Everything in the data should be repeated exactly, save for the images.

- - - - -

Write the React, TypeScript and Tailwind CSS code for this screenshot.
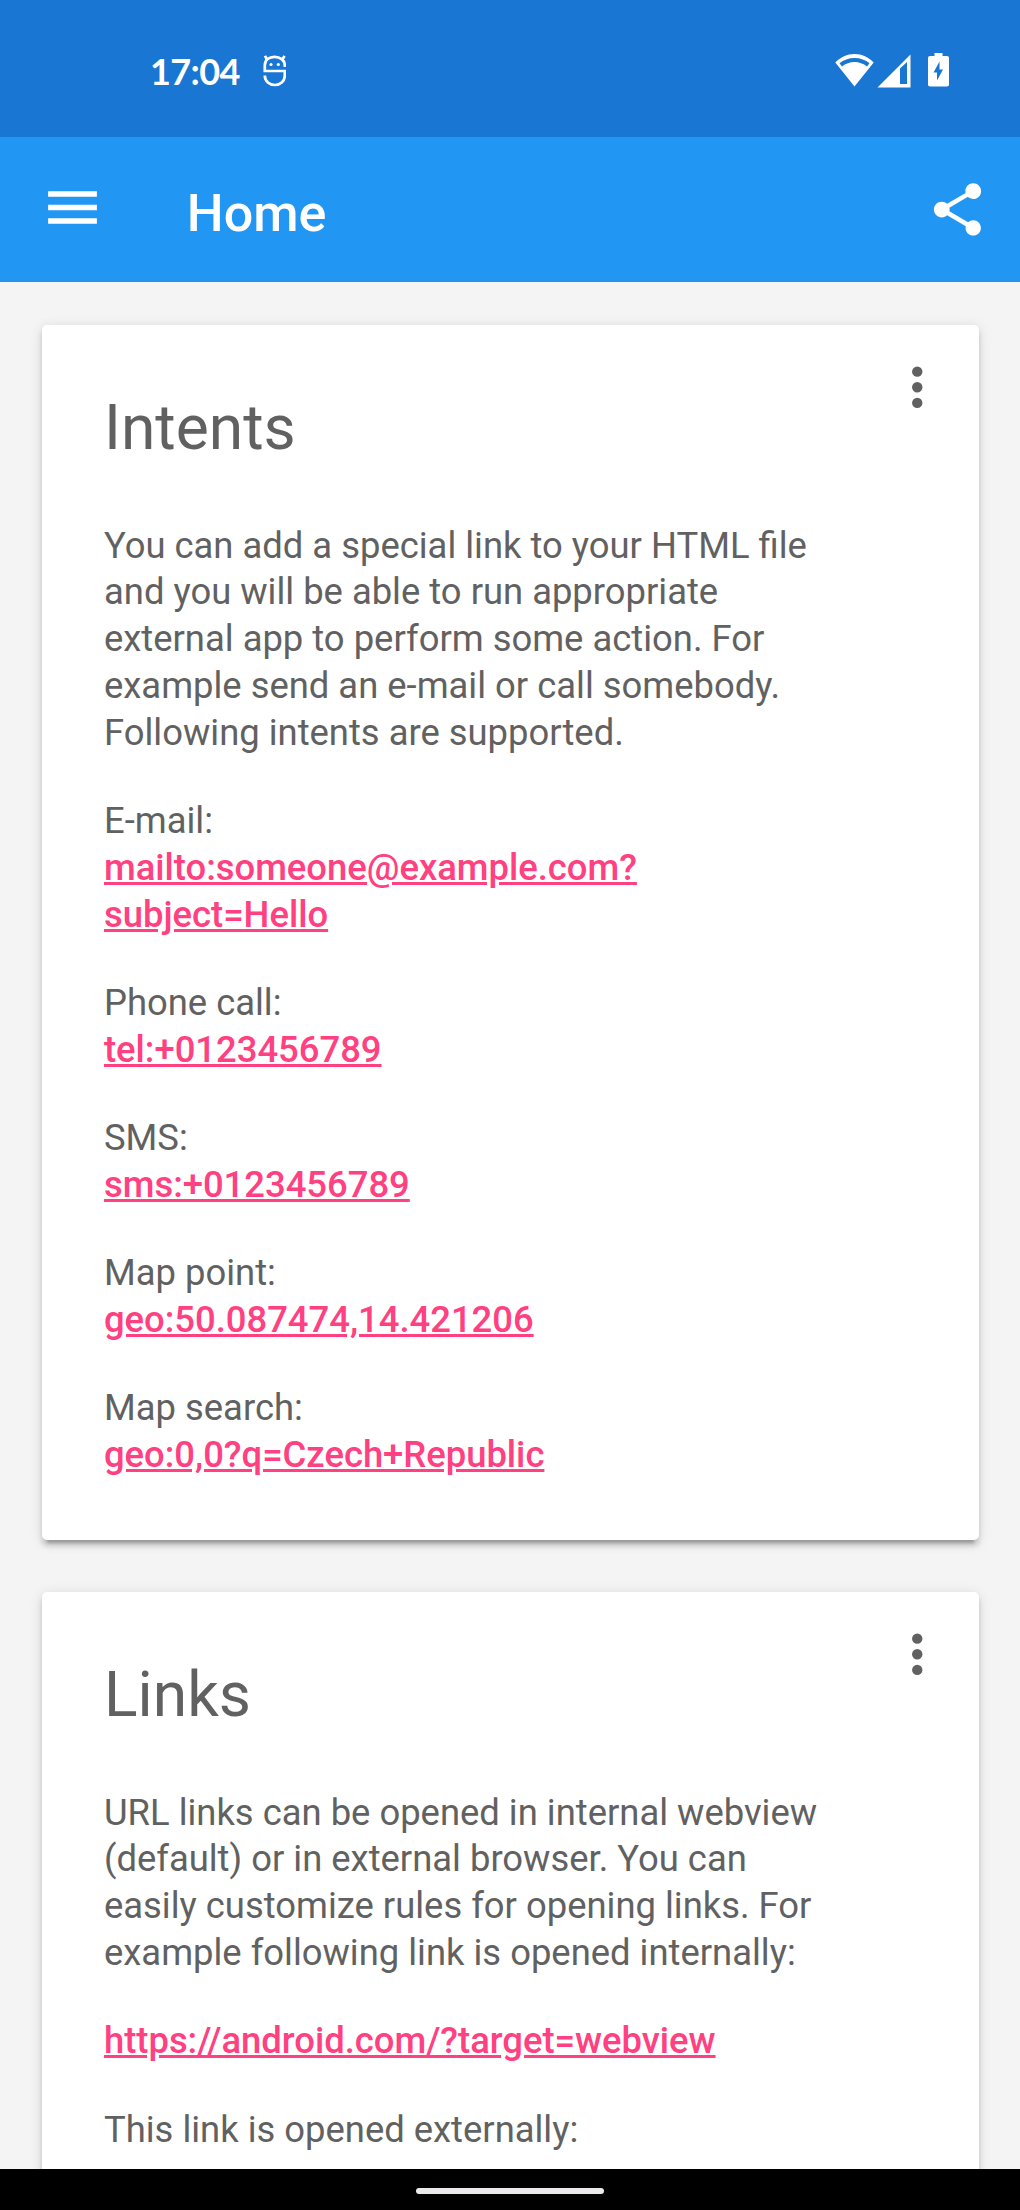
import React from "react";

const MenuIcon = () => (
  <svg viewBox="0 0 24 24" className="size-[65px] fill-white">
    <path d="M3 18h18v-2H3v2zm0-5h18v-2H3v2zm0-7v2h18V6H3z" />
  </svg>
);

const ShareIcon = () => (
  <svg viewBox="0 0 24 24" className="size-[63px] fill-white">
    <path d="M18 16.08c-.76 0-1.44.3-1.96.77L8.91 12.7c.05-.23.09-.46.09-.7s-.04-.47-.09-.7l7.05-4.11c.54.5 1.25.81 2.04.81 1.66 0 3-1.34 3-3s-1.34-3-3-3-3 1.34-3 3c0 .24.04.47.09.7L8.04 9.81C7.5 9.31 6.79 9 6 9c-1.66 0-3 1.34-3 3s1.34 3 3 3c.79 0 1.5-.31 2.04-.81l7.12 4.16c-.05.21-.08.43-.08.65 0 1.61 1.31 2.92 2.92 2.92 1.61 0 2.92-1.31 2.92-2.92s-1.31-2.92-2.92-2.92z" />
  </svg>
);

const MoreIcon = () => (
  <svg viewBox="0 0 24 24" className="size-[62.5px] fill-[#616161]">
    <circle cx="12" cy="6" r="2" />
    <circle cx="12" cy="12" r="2" />
    <circle cx="12" cy="18" r="2" />
  </svg>
);

const DebugIcon = () => (
  <svg viewBox="0 0 26 36" className="h-[36px] w-[26px]" fill="none" stroke="white" strokeWidth="2.7">
    <path d="M24.8 14V12.500C24.800 7 20 3.800 14.500 3.800S4.800 7 4.800 12.500V18H24.800V22.500C24.800 28.500 20 32 14.800 32S4.800 28.500 4.800 22.500" />
    <path d="M7 6.500 5 2.800M22.500 6.500 24.500 2.800" />
    <circle cx="11" cy="11.500" r="1.600" fill="white" stroke="none" />
    <circle cx="18.300" cy="11.500" r="1.600" fill="white" stroke="none" />
  </svg>
);

const WifiIcon = () => (
  <svg viewBox="0 0 39 34" className="h-[34px] w-[39px]">
    <path fill="white" fillRule="evenodd" d="M19.500 33.500.3 9.500C5.500 4.200 12 1 19.500 1S33.500 4.200 38.700 9.500ZM4.500 10.200 7 13.500C10.500 10.500 15 9 19.500 9S28.500 10.500 32 13.500L34.500 10.200C30.500 7 25.500 5 19.500 5S8.500 7 4.500 10.200Z" />
  </svg>
);

const SignalIcon = () => (
  <svg viewBox="0 0 34 34" className="h-[34px] w-[34px]">
    <path fill="white" fillRule="evenodd" d="M.5 33.500 33.500.5V33.500ZM23 14.500V30H30V8Z" />
  </svg>
);

const BatteryIcon = () => (
  <svg viewBox="0 0 21 34" className="h-[34px] w-[21px]">
    <path fill="white" fillRule="evenodd" d="M6.500 0H14.500V3H19C20.200 3 21 3.800 21 5V31.500C21 32.700 20.200 33.500 19 33.500H2C.8 33.500 0 32.700 0 31.500V5C0 3.800.8 3 2 3H6.500ZM11.500 8.500 5.500 19.500H9V27.500L15 16.500H11.500Z" />
  </svg>
);

const P = ({ children }: { children: React.ReactNode }) => (
  <p className="mb-[41.56px] text-[36.4px] leading-[46.78px] whitespace-nowrap last:mb-0">{children}</p>
);

const A = ({ children }: { children: React.ReactNode }) => (
  <a className="font-medium text-[#ff4081] underline">{children}</a>
);

const Card = ({ title, children }: { title: string; children: React.ReactNode }) => (
  <section className="relative w-[937.5px] shrink-0 rounded-[5px] bg-white px-[62.4px] pt-[63px] pb-[61.1px] shadow-[0_5.2px_5.2px_0_rgba(0,0,0,0.14),0_7.8px_2.6px_-5.2px_rgba(0,0,0,0.2),0_2.6px_13px_0_rgba(0,0,0,0.12)]">
    <button aria-label="More" className="absolute top-[31px] right-[31px]">
      <MoreIcon />
    </button>
    <h2 className="mb-[54.6px] text-[62.33px] leading-[80px]">{title}</h2>
    {children}
  </section>
);

export default function App() {
  return (
    <div className="flex h-[2210px] w-[1020px] flex-col overflow-hidden bg-[#f4f4f4] font-['Roboto',sans-serif] text-[#616161]">
      <div className="flex h-[137px] shrink-0 items-start bg-[#1976d2] pt-[53px] pr-[71px] pl-[150px]">
        <span className="w-[110px] font-['Lato',sans-serif] text-[36px] leading-[37px] font-bold tracking-[-0.6px] text-white">17:04</span>
        <DebugIcon />
        <div className="ml-auto flex items-start">
          <WifiIcon />
          <div className="mr-[17px] ml-[3px] pt-px">
            <SignalIcon />
          </div>
          <BatteryIcon />
        </div>
      </div>
      <header className="flex h-[144.5px] shrink-0 items-start bg-[#2196f3] pr-[31px] pl-[40.300px] text-white">
        <button aria-label="Menu" className="mt-[38px]">
          <MenuIcon />
        </button>
        <h1 className="mt-[46px] ml-[81.5px] text-[52px] leading-[61px] font-medium">Home</h1>
        <button aria-label="Share" className="mt-[41px] ml-auto">
          <ShareIcon />
        </button>
      </header>
      <main className="flex min-h-0 flex-1 flex-col gap-[52px] overflow-hidden pt-[43.5px] pl-[41.6px]">
        <Card title="Intents">
          <P>
            You can add a special link to your HTML file<br />
            and you will be able to run appropriate<br />
            external app to perform some action. For<br />
            example send an e-mail or call somebody.<br />
            Following intents are supported.
          </P>
          <P>
            E-mail:<br />
            <A>mailto:someone@example.com?<br />subject=Hello</A>
          </P>
          <P>
            Phone call:<br />
            <A>tel:+0123456789</A>
          </P>
          <P>
            SMS:<br />
            <A>sms:+0123456789</A>
          </P>
          <P>
            Map point:<br />
            <A>geo:50.087474,14.421206</A>
          </P>
          <P>
            Map search:<br />
            <A>geo:0,0?q=Czech+Republic</A>
          </P>
        </Card>
        <Card title="Links">
          <P>
            URL links can be opened in internal webview<br />
            (default) or in external browser. You can<br />
            easily customize rules for opening links. For<br />
            example following link is opened internally:
          </P>
          <P>
            <A>https://android.com/?target=webview</A>
          </P>
          <P>This link is opened externally:</P>
        </Card>
      </main>
      <footer className="flex h-[41.5px] shrink-0 justify-center bg-black pt-[19px]">
        <div className="h-[6.5px] w-[188px] rounded-full bg-[#ece9ec]" />
      </footer>
    </div>
  );
}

- - - - -

:: FULL ANSWER ::
Write the React, TypeScript and Tailwind CSS code for this screenshot.
import React from "react";

const MenuIcon = () => (
  <svg viewBox="0 0 24 24" className="size-[65px] fill-white">
    <path d="M3 18h18v-2H3v2zm0-5h18v-2H3v2zm0-7v2h18V6H3z" />
  </svg>
);

const ShareIcon = () => (
  <svg viewBox="0 0 24 24" className="size-[63px] fill-white">
    <path d="M18 16.08c-.76 0-1.44.3-1.96.77L8.91 12.7c.05-.23.09-.46.09-.7s-.04-.47-.09-.7l7.05-4.11c.54.5 1.25.81 2.04.81 1.66 0 3-1.34 3-3s-1.34-3-3-3-3 1.34-3 3c0 .24.04.47.09.7L8.04 9.81C7.5 9.31 6.79 9 6 9c-1.66 0-3 1.34-3 3s1.34 3 3 3c.79 0 1.5-.31 2.04-.81l7.12 4.16c-.05.21-.08.43-.08.65 0 1.61 1.31 2.92 2.92 2.92 1.61 0 2.92-1.31 2.92-2.92s-1.31-2.92-2.92-2.92z" />
  </svg>
);

const MoreIcon = () => (
  <svg viewBox="0 0 24 24" className="size-[62.5px] fill-[#616161]">
    <circle cx="12" cy="6" r="2" />
    <circle cx="12" cy="12" r="2" />
    <circle cx="12" cy="18" r="2" />
  </svg>
);

const DebugIcon = () => (
  <svg viewBox="0 0 26 36" className="h-[36px] w-[26px]" fill="none" stroke="white" strokeWidth="2.7">
    <path d="M24.8 14V12.500C24.800 7 20 3.800 14.500 3.800S4.800 7 4.800 12.500V18H24.800V22.500C24.800 28.500 20 32 14.800 32S4.800 28.500 4.800 22.500" />
    <path d="M7 6.500 5 2.800M22.500 6.500 24.500 2.800" />
    <circle cx="11" cy="11.500" r="1.600" fill="white" stroke="none" />
    <circle cx="18.300" cy="11.500" r="1.600" fill="white" stroke="none" />
  </svg>
);

const WifiIcon = () => (
  <svg viewBox="0 0 39 34" className="h-[34px] w-[39px]">
    <path fill="white" fillRule="evenodd" d="M19.500 33.500.3 9.500C5.500 4.200 12 1 19.500 1S33.500 4.200 38.700 9.500ZM4.500 10.200 7 13.500C10.500 10.500 15 9 19.500 9S28.500 10.500 32 13.500L34.500 10.200C30.500 7 25.500 5 19.500 5S8.500 7 4.500 10.200Z" />
  </svg>
);

const SignalIcon = () => (
  <svg viewBox="0 0 34 34" className="h-[34px] w-[34px]">
    <path fill="white" fillRule="evenodd" d="M.5 33.500 33.500.5V33.500ZM23 14.500V30H30V8Z" />
  </svg>
);

const BatteryIcon = () => (
  <svg viewBox="0 0 21 34" className="h-[34px] w-[21px]">
    <path fill="white" fillRule="evenodd" d="M6.500 0H14.500V3H19C20.200 3 21 3.800 21 5V31.500C21 32.700 20.200 33.500 19 33.500H2C.8 33.500 0 32.700 0 31.500V5C0 3.800.8 3 2 3H6.500ZM11.500 8.500 5.500 19.500H9V27.500L15 16.500H11.500Z" />
  </svg>
);

const P = ({ children }: { children: React.ReactNode }) => (
  <p className="mb-[41.56px] text-[36.4px] leading-[46.78px] whitespace-nowrap last:mb-0">{children}</p>
);

const A = ({ children }: { children: React.ReactNode }) => (
  <a className="font-medium text-[#ff4081] underline">{children}</a>
);

const Card = ({ title, children }: { title: string; children: React.ReactNode }) => (
  <section className="relative w-[937.5px] shrink-0 rounded-[5px] bg-white px-[62.4px] pt-[63px] pb-[61.1px] shadow-[0_5.2px_5.2px_0_rgba(0,0,0,0.14),0_7.8px_2.6px_-5.2px_rgba(0,0,0,0.2),0_2.6px_13px_0_rgba(0,0,0,0.12)]">
    <button aria-label="More" className="absolute top-[31px] right-[31px]">
      <MoreIcon />
    </button>
    <h2 className="mb-[54.6px] text-[62.33px] leading-[80px]">{title}</h2>
    {children}
  </section>
);

export default function App() {
  return (
    <div className="flex h-[2210px] w-[1020px] flex-col overflow-hidden bg-[#f4f4f4] font-['Roboto',sans-serif] text-[#616161]">
      <div className="flex h-[137px] shrink-0 items-start bg-[#1976d2] pt-[53px] pr-[71px] pl-[150px]">
        <span className="w-[110px] font-['Lato',sans-serif] text-[36px] leading-[37px] font-bold tracking-[-0.6px] text-white">17:04</span>
        <DebugIcon />
        <div className="ml-auto flex items-start">
          <WifiIcon />
          <div className="mr-[17px] ml-[3px] pt-px">
            <SignalIcon />
          </div>
          <BatteryIcon />
        </div>
      </div>
      <header className="flex h-[144.5px] shrink-0 items-start bg-[#2196f3] pr-[31px] pl-[40.300px] text-white">
        <button aria-label="Menu" className="mt-[38px]">
          <MenuIcon />
        </button>
        <h1 className="mt-[46px] ml-[81.5px] text-[52px] leading-[61px] font-medium">Home</h1>
        <button aria-label="Share" className="mt-[41px] ml-auto">
          <ShareIcon />
        </button>
      </header>
      <main className="flex min-h-0 flex-1 flex-col gap-[52px] overflow-hidden pt-[43.5px] pl-[41.6px]">
        <Card title="Intents">
          <P>
            You can add a special link to your HTML file<br />
            and you will be able to run appropriate<br />
            external app to perform some action. For<br />
            example send an e-mail or call somebody.<br />
            Following intents are supported.
          </P>
          <P>
            E-mail:<br />
            <A>mailto:someone@example.com?<br />subject=Hello</A>
          </P>
          <P>
            Phone call:<br />
            <A>tel:+0123456789</A>
          </P>
          <P>
            SMS:<br />
            <A>sms:+0123456789</A>
          </P>
          <P>
            Map point:<br />
            <A>geo:50.087474,14.421206</A>
          </P>
          <P>
            Map search:<br />
            <A>geo:0,0?q=Czech+Republic</A>
          </P>
        </Card>
        <Card title="Links">
          <P>
            URL links can be opened in internal webview<br />
            (default) or in external browser. You can<br />
            easily customize rules for opening links. For<br />
            example following link is opened internally:
          </P>
          <P>
            <A>https://android.com/?target=webview</A>
          </P>
          <P>This link is opened externally:</P>
        </Card>
      </main>
      <footer className="flex h-[41.5px] shrink-0 justify-center bg-black pt-[19px]">
        <div className="h-[6.5px] w-[188px] rounded-full bg-[#ece9ec]" />
      </footer>
    </div>
  );
}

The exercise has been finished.